Regulated how? Held accountable how? If we start fining LLM operators for pieces of incorrect information you might as well stop serving the LLM to that country.

> since it can have unexpected consequences

Generally you hold the person who takes action accountable. Claiming an LLM told you bad information isn’t any more of a defense than claiming you saw the bad information on a Tweet or Reddit comment. The person taking action and causing the consequences has ownership of their actions.

I recall the same hand-wringing over early search engines: There was a debate about search engines indexing bad information and calls for holding them accountable for indexing incorrect results. Same reasoning: There could be consequences. The outrage died out as people realize they were tools to be used with caution, not fact-checked and carefully curated encyclopedias.

> I'm worried about this. Companies like Wikipedia spent years trying to get things right,

Would you also endorse the same regulations against Wikipedia? Wikipedia gets fined every time incorrect information is found on the website?
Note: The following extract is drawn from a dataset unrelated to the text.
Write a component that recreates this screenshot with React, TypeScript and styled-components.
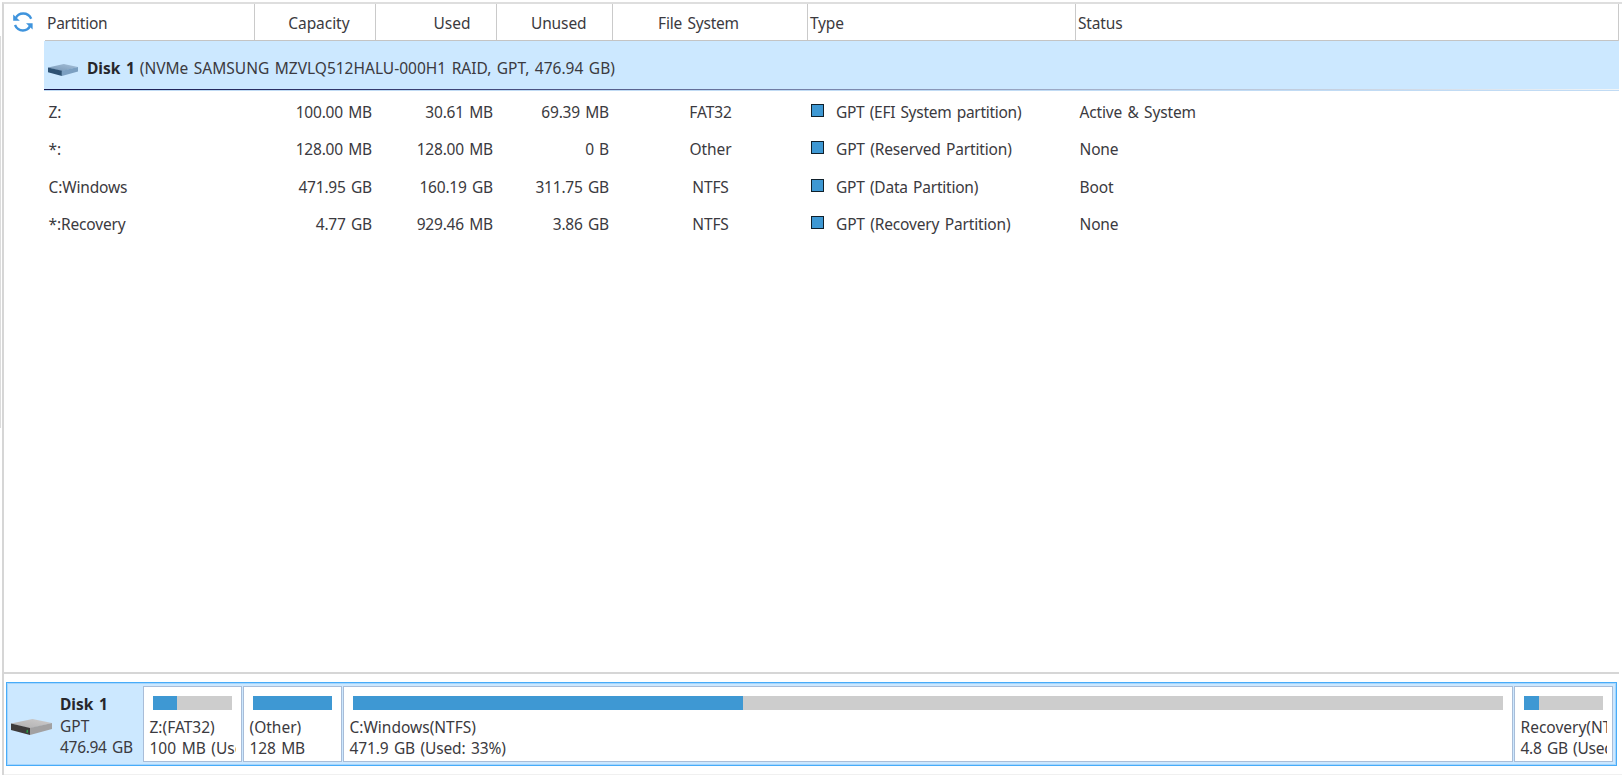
import React from "react";
import styled, { createGlobalStyle } from "styled-components";

const GlobalStyle = createGlobalStyle`
  * { box-sizing: border-box; }
  html, body { margin: 0; padding: 0; background: #fff; overflow: hidden; }
  body {
    font-family: "Noto Sans", "Open Sans", sans-serif;
    font-size: 15.5px;
    line-height: 22px;
    word-spacing: 1.5px;
    color: #3b3a40;
  }
`;

const COLUMNS = "210px 121px 121px 116px 195px 268px 1fr";

const Screen = styled.div`
  display: flex;
  width: 1622px;
  height: 775px;
  padding-top: 2px;
`;

const Gutter = styled.div`
  width: 2px;
  flex: none;
  margin-top: 34px;
  height: 392px;
  border-left: 1px solid #dcdcdc;
`;

const Main = styled.main`
  display: flex;
  flex-direction: column;
  flex: 1;
  min-width: 0;
  border-left: 2px solid #d6d6d6;
  border-top: 2px solid #dedede;
`;

const Table = styled.section`
  display: flex;
  flex-direction: column;
  height: 668px;
  flex: none;
  margin-right: 3px;
`;

const Header = styled.div`
  display: flex;
  height: 37px;
  flex: none;
  border-right: 1px solid #cacaca;
`;

const RefreshCell = styled.div`
  width: 41px;
  padding: 8px 0 0 9px;
`;

const HeaderGrid = styled.div`
  display: grid;
  grid-template-columns: ${COLUMNS};
  flex: 1;
  border-bottom: 1px solid #c4c4c4;
`;

type Align = "left" | "right" | "center";

const HeaderCell = styled.div<{ $align?: Align; $track?: number }>`
  padding: 8px ${(p) => (p.$align === "right" ? 25.5 : 23)}px 0 ${(p) => (p.$align === "center" ? 0 : 2)}px;
  text-align: ${(p) => p.$align ?? "left"};
  letter-spacing: ${(p) => p.$track ?? 0}px;
  border-right: 1px solid #cacaca;
  white-space: nowrap;
  &:last-child { border-right: 0; }
`;

const DiskRow = styled.div`
  display: flex;
  align-items: center;
  height: 48px;
  flex: none;
  margin-left: 40px;
  padding: 6px 0 0 4px;
  background: #cce8ff;
`;

const DiskIcon = styled.span`
  display: flex;
  padding-top: 4px;
`;

const DiskRule = styled.div`
  height: 1px;
  flex: none;
  margin-left: 40px;
  background: linear-gradient(90deg, #14184f 0%, #3b4275 25%, #7986ad 50%, #b7c4d8 75%, #f1f5f8 100%);
  box-shadow: 0 1px 0 #c1dbf4;
`;

const DiskTitle = styled.div`
  display: flex;
  gap: 5px;
  margin-left: 9px;
  white-space: nowrap;
`;

const Bold = styled.strong`
  font-weight: 700;
  color: #27272b;
`;

const Text = styled.span<{ $track?: number }>`
  letter-spacing: ${(p) => p.$track ?? 0}px;
`;

const Rows = styled.div`
  margin: 3px 0 0 41px;
`;

const Row = styled.div`
  display: grid;
  grid-template-columns: ${COLUMNS};
  align-items: center;
  height: 37.5px;
`;

const Cell = styled.div<{ $align?: Align; $track?: number }>`
  padding: 0 ${(p) => (p.$align === "right" ? 4 : 0)}px 0 ${(p) => (p.$align === "center" ? 0 : 3.5)}px;
  text-align: ${(p) => p.$align ?? "left"};
  letter-spacing: ${(p) => p.$track ?? 0}px;
  white-space: nowrap;
`;

const TypeCell = styled(Cell)`
  display: flex;
  align-items: center;
  gap: 12px;
  padding-left: 3px;
`;

const Swatch = styled.i`
  width: 13px;
  height: 13px;
  flex: none;
  margin-bottom: 3px;
  background: #3e98d3;
  border: 1px solid #10202b;
`;

const Splitter = styled.div`
  height: 2px;
  flex: none;
  margin-right: 3px;
  background: #d6d6d6;
`;

const DiskMap = styled.section`
  display: flex;
  gap: 1px;
  height: 84px;
  flex: none;
  margin: 8px 5px 0 2px;
  padding: 3px 3px 3px 2px;
  background: #cce8ff;
  border: 1px solid #47acf9;
  box-shadow: inset 0 0 0 1px #a6d5fc;
`;

const DiskInfo = styled.div`
  display: flex;
  align-items: center;
  gap: 8px;
  width: 133px;
  padding-left: 2px;
  flex: none;
`;

const DriveSlot = styled.span`
  display: flex;
  padding-top: 5px;
`;

const DiskLabels = styled.div`
  display: flex;
  flex-direction: column;
  white-space: nowrap;
  margin-top: 5px;
  line-height: 21.8px;
`;

const PartitionCard = styled.div<{ $wide?: boolean }>`
  flex: ${(p) => (p.$wide ? "1 1 0" : "0 0 99px")};
  min-width: 0;
  padding: 9px 5px 0;
  background: #fff;
  border: 1px solid #a9bdd8;
`;

const UsageBar = styled.div`
  display: flex;
  height: 14px;
  margin: 0 4px 7px;
  background: #cdcdcd;
`;

const UsageFill = styled.div`
  background: #3e98d3;
`;

const CardLine = styled.div<{ $track?: number }>`
  overflow: hidden;
  padding-left: 0.5px;
  line-height: 21px;
  white-space: nowrap;
  letter-spacing: ${(p) => p.$track ?? 0}px;
`;

const BottomEdge = styled.div`
  margin-top: auto;
  height: 1px;
  background: #f0f0f0;
`;

const RefreshIcon = () => (
  <svg width="20" height="20" viewBox="0 0 20 20" fill="none">
    <path d="M2.6 6.4C4 3.2 7 1.5 10.2 1.5c3.5 0 6.5 2 8 5.2" stroke="#3f94dd" strokeWidth="2.4" />
    <path d="M0.2 2.5v6.2h6.6z" fill="#3f94dd" />
    <path d="M17.3 13.5c-1.4 3.2-4.2 5-7.4 5-3.5 0-6.4-2-7.9-5.4" stroke="#3f94dd" strokeWidth="2.4" />
    <path d="M19.6 17.5v-6.2h-6.6z" fill="#3f94dd" />
  </svg>
);

const DriveIcon = ({ blue = false }: { blue?: boolean }) => {
  const id = blue ? "top-blue" : "top-gray";
  return (
    <svg width={blue ? 30 : 41} height={blue ? 12 : 16} viewBox="0 0 41 16" preserveAspectRatio="none">
      <defs>
        <linearGradient id={id} x1="0" y1="1" x2="1" y2="0">
          <stop offset="0" stopColor={blue ? "#7595b5" : "#aeadae"} />
          <stop offset="1" stopColor={blue ? "#a7c1d9" : "#cecccc"} />
        </linearGradient>
      </defs>
      <path d="M0 4.5 21.5 0 41 4 19 9.5z" fill={`url(#${id})`} />
      <path d="M0 4.5 19 9v7L0 11z" fill={blue ? "#2e5274" : "#3d3b3b"} />
      <path d="M19 9 41 4v6l-22 6z" fill={blue ? "#7b9fc1" : "#a2a1a2"} />
      {!blue && <path d="M15.5 11.5 17 10.5v3l-1.5.5z" fill="#27a043" />}
    </svg>
  );
};

const headers: { label: string; align?: Align; track?: number }[] = [
  { label: "Partition", track: -0.25 },
  { label: "Capacity", align: "right", track: -0.05 },
  { label: "Used", align: "right" },
  { label: "Unused", align: "right", track: -0.1 },
  { label: "File System", align: "center", track: -0.2 },
  { label: "Type", track: -0.2 },
  { label: "Status", track: -0.15 },
];

const partitions = [
  { name: "Z:", capacity: "100.00 MB", used: "30.61 MB", unused: "69.39 MB", fs: "FAT32", type: "GPT (EFI System partition)", typeTrack: -0.28, status: "Active & System" },
  { name: "*:", capacity: "128.00 MB", used: "128.00 MB", unused: "0 B", fs: "Other", type: "GPT (Reserved Partition)", typeTrack: -0.15, status: "None" },
  { name: "C:Windows", capacity: "471.95 GB", used: "160.19 GB", unused: "311.75 GB", fs: "NTFS", type: "GPT (Data Partition)", typeTrack: -0.22, status: "Boot" },
  { name: "*:Recovery", capacity: "4.77 GB", used: "929.46 MB", unused: "3.86 GB", fs: "NTFS", type: "GPT (Recovery Partition)", typeTrack: -0.15, status: "None" },
];

const cards = [
  { title: "Z:(FAT32)", detail: "100 MB (Used: 30%)", fill: 30.5, detailTrack: 0 },
  { title: "(Other)", detail: "128 MB", fill: 100, detailTrack: -0.12 },
  { title: "C:Windows(NTFS)", detail: "471.9 GB (Used: 33%)", fill: 33.9, detailTrack: -0.12, wide: true },
  { title: "Recovery(NTFS)", detail: "4.8 GB (Used: 19%)", fill: 19.5, detailTrack: -0.25 },
];

export default function App() {
  return (
    <>
      <GlobalStyle />
      <Screen>
        <Gutter />
        <Main>
          <Table>
            <Header>
              <RefreshCell><RefreshIcon /></RefreshCell>
              <HeaderGrid>
                {headers.map((h) => (
                  <HeaderCell key={h.label} $align={h.align} $track={h.track}>{h.label}</HeaderCell>
                ))}
              </HeaderGrid>
            </Header>
            <DiskRow>
              <DiskIcon><DriveIcon blue /></DiskIcon>
              <DiskTitle>
                <Bold>Disk 1</Bold>
                <Text>(NVMe SAMSUNG MZVLQ512HALU-000H1 RAID, GPT, 476.94 GB)</Text>
              </DiskTitle>
            </DiskRow>
            <DiskRule />
            <Rows>
              {partitions.map((p, i) => (
                <Row key={i}>
                  <Cell $track={-0.15}>{p.name}</Cell>
                  <Cell $align="right" $track={-0.2}>{p.capacity}</Cell>
                  <Cell $align="right" $track={-0.2}>{p.used}</Cell>
                  <Cell $align="right" $track={-0.2}>{p.unused}</Cell>
                  <Cell $align="center" $track={-0.1}>{p.fs}</Cell>
                  <TypeCell><Swatch /><Text $track={p.typeTrack}>{p.type}</Text></TypeCell>
                  <Cell $track={-0.15}>{p.status}</Cell>
                </Row>
              ))}
            </Rows>
          </Table>
          <Splitter />
          <DiskMap>
            <DiskInfo>
              <DriveSlot><DriveIcon /></DriveSlot>
              <DiskLabels>
                <Bold>Disk 1</Bold>
                <Text>GPT</Text>
                <Text $track={-0.3}>476.94 GB</Text>
              </DiskLabels>
            </DiskInfo>
            {cards.map((c) => (
              <PartitionCard key={c.title} $wide={c.wide}>
                <UsageBar><UsageFill style={{ width: `${c.fill}%` }} /></UsageBar>
                <CardLine>{c.title}</CardLine>
                <CardLine $track={c.detailTrack}>{c.detail}</CardLine>
              </PartitionCard>
            ))}
          </DiskMap>
          <BottomEdge />
        </Main>
      </Screen>
    </>
  );
}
EDIT: Parent comment was edited while I was replying to add the comment about outside of the US. I welcome some country to try regulating LLMs to hold them accountable for inaccurate results so we have some precedent for how bad of an idea that would be and how much the citizens would switch to using VPNs to access the LLM providers that are turned off for their country in response.





If Google accidentally generates an article claiming a politician in XYZ country is corrupt the day before an election, then quietly corrects it after the election, should we NOT hold them accountable?

Other companies have been fined for misleading customers [0] after a product launch. So why make an exception for Big Tech outside the US?

And why is the EU the only bloc actively fining US Big Tech? We need China, Asia and South America to follow their lead.

[0] https://en.m.wikipedia.org/wiki/Volkswagen_emissions_scandal


Volkswagen intentionally and persistently lied to regulators. In this instance, Google confused one Dave Barry with another Dave Barry. While it is illegal to intentionally deceive for material gain, it is not generally illegal to merely be wrong.

This is exactly why we need to regulate Big Tech. Right now, they're saying: "It wasn't us, it was our AI's fault."

But how do we know they're telling the truth? How do we know it wasn't intentional? And more importantly, who's held accountable?

While Google's AI made the mistake, Google deployed it, branded it, and controls it. If this kind of error causes harm (like defamation, reputational damage, or interference in public opinion), intent doesn't necessarily matter in terms of accountability.

So while it's not illegal to be wrong, the scale and influence of Big Tech means they can't hide behind "it was the AI, not us."


> If we start fining LLM operators for pieces of incorrect information you might as well stop serving the LLM to that country.

sounds good to me?


+1

Fines, when backed by strong regulation, can lead to more control and better quality information, but only if companies are actually held to account.